I’m the exception to the rule not to count on the due date being the delivery date. My two vaginal births occurred on their due dates. with #1, my water broke the day before my due date and I was induced the next morning and delivered in the evening. With #3, I went into natural labor at home in the morning at about 9 am, arrived at the hospital at 6cm at about 1 p.m and delivered at the hospital at 2:46 (weirdly enough on the operating table as they were preparing to put me out for an emergency c-section due to fetal distress when I said “the baby is coming” and then checked and then told me to push, it turned out he had a true knot in his umbilical cord and the cord was wrapped twice around his neck). I know with my first pregnancy that I had a standard 25 day cycle and ovulated on day ten, with a positive pregnancy test 10 days later, so if the doctor had gone by those dates, my son would have been late under Naegele’s rule. With #3 I ovulated around day 13, so had a more typical cycle length.
I had my first baby ten days late, and he weighed 6 -10. My second was 26 days late (!) and weighed 7 – 4. The third was a csection around her due date, and she weighed 6 – 3 and they said she looked three or four weeks early. Go figure. My first grandchild is due tomorrow (son of the son who was 26 days late), but who knows!
What a great article. I needed this ammunition in order to sound informed as my doctor wants to induce me at 41 weeks. I’m considering it since there are risks such as meconium etc. However I’d rather base it on evidence and if my fluid levels and stress tests are normal I see no reason to wait until 42 weeks. My mom had both my sister and I “late” so there is that genetic factor.
My blood pressure has been rising a bit albeit still normal, so I just have to control that by exercising daily and a good diet.
I gave birth by emergency C section after the most painful back labor ever! My son was two weeks late according to my due date. First Dr told me Oct. 31. Switched doctors early on, next one told me Nov.2.
My weather broke midnight and waited to go to hospital til early morning. Baby was transverse. Thirty years ago ultrasound was done at 3 months. Only. Drank
Lots of water. Way too early to see he was backwards. However, my point is, after he failed to progress all day, I was dying for pain relief. At 2:47 pm I got a shot and they took him out. My point is THIS: The pediatrician said his skin was all WRINKLED like an old man because HE HAD BEEN SOAKING TOO LONG!!! THATS HOW WE KNEW HE WAS POST-
MATURE! At 9 lbs. 12 Oz. My daughter was by scheduled C section at 10 1/2 lbs.

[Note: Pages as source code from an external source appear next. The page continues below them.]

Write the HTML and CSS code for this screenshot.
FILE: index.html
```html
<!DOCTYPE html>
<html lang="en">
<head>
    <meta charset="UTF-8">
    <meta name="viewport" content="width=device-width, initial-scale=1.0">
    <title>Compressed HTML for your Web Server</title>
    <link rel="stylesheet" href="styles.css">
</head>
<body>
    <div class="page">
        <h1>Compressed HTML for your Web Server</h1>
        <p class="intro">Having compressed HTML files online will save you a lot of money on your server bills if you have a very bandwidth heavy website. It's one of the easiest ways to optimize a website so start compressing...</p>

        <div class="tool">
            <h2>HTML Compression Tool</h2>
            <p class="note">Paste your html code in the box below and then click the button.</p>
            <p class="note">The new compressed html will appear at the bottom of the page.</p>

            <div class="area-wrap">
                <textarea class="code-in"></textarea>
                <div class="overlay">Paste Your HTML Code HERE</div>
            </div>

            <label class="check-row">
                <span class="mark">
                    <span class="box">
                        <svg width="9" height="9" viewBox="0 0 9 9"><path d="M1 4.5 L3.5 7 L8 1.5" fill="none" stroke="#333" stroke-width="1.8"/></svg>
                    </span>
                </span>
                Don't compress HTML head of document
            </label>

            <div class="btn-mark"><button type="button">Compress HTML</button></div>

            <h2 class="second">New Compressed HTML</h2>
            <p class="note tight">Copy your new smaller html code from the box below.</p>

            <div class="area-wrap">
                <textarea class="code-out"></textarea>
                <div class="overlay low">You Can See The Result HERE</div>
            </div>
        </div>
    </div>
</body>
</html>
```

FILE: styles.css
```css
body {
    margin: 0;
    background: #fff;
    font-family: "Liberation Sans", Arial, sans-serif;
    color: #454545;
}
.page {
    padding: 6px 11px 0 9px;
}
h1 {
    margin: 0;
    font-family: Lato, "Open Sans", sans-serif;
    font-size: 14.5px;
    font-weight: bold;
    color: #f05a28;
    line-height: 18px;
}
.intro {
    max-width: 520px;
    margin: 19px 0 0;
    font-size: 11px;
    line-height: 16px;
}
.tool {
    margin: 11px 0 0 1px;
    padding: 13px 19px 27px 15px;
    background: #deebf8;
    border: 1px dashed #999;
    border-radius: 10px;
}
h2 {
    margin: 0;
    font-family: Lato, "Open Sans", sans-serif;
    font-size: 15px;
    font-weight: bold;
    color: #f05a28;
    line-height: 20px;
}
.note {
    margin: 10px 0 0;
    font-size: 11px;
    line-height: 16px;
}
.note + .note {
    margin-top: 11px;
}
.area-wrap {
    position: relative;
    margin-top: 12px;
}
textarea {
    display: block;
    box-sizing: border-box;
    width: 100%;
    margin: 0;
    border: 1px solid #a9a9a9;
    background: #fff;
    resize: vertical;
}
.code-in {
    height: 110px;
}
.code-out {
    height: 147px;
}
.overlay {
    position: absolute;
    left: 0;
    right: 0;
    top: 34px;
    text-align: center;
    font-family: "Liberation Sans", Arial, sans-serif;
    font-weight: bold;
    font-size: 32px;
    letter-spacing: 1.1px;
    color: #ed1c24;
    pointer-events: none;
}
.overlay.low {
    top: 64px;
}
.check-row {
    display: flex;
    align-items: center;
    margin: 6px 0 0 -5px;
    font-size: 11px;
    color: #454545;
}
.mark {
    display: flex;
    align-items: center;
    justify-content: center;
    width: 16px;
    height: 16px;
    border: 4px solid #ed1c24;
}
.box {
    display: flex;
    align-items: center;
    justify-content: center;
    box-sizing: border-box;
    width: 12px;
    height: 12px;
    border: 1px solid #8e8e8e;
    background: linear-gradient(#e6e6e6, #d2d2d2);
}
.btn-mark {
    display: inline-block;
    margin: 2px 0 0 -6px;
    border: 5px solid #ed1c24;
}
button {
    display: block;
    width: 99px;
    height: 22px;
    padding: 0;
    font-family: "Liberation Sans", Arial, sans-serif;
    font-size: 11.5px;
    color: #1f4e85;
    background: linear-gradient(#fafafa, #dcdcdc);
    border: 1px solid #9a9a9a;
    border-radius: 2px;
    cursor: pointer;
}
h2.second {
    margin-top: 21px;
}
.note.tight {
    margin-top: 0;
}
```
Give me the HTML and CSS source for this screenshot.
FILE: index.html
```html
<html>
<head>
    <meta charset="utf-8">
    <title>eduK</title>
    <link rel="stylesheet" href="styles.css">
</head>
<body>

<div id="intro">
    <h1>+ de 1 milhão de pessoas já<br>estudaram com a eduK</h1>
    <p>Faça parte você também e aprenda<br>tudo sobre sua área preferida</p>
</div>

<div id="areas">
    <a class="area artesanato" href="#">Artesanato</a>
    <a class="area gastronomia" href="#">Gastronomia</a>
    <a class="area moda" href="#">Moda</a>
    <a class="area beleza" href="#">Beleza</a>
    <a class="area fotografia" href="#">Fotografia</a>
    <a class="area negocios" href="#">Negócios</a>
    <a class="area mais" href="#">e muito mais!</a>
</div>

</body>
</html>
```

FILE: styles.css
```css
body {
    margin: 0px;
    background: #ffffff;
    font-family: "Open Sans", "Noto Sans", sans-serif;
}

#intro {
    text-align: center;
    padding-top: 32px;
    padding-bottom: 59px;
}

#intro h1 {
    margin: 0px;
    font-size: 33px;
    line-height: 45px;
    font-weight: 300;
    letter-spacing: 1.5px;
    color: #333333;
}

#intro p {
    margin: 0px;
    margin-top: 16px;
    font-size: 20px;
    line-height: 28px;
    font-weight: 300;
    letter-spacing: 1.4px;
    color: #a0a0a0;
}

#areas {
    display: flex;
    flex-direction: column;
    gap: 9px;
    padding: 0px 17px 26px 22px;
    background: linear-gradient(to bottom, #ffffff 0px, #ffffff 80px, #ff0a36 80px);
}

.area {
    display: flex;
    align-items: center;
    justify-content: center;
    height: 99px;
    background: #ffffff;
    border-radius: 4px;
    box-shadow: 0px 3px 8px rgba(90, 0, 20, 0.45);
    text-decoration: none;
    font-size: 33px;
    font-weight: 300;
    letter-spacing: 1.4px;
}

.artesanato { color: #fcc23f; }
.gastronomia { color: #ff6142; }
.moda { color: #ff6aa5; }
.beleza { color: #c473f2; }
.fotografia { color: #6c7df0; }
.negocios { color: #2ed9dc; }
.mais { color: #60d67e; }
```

a day before the due date. Doctors who do these stats and data research should note if baby’s skin is soft and fragile just like
wrinkled paper!!!!! Prices lateness.
I meant it PROVES lateness!
Pls am 40 weeks 6 days and no labour sign
Does this mean have passed my due date or what cos my scan shows 17, 21, 28 of may 2019 respectively .and am getting worried that the baby has not come
Pls I need reply and something to clam me down cos going worried abt it
Thanks
I did a pregnancy test and was positive. So I scheduled an appointment right away. Based on my last menstrual cycle I was supposed to be 8 weeks. I told them they could not based it on that because I was irregular. So when they did my ultrasound they couldn’t see the baby. And the doctor came in the room and said “You are either too early or you are losing the baby”. I was so upset and couldn’t properly enjoy the news that I was pregnant, thinking all the time that I would lose or have lost the baby. Even though I knew for a fact there was no way their numbers were correct. Long story short I had a beautiful healthy baby boy.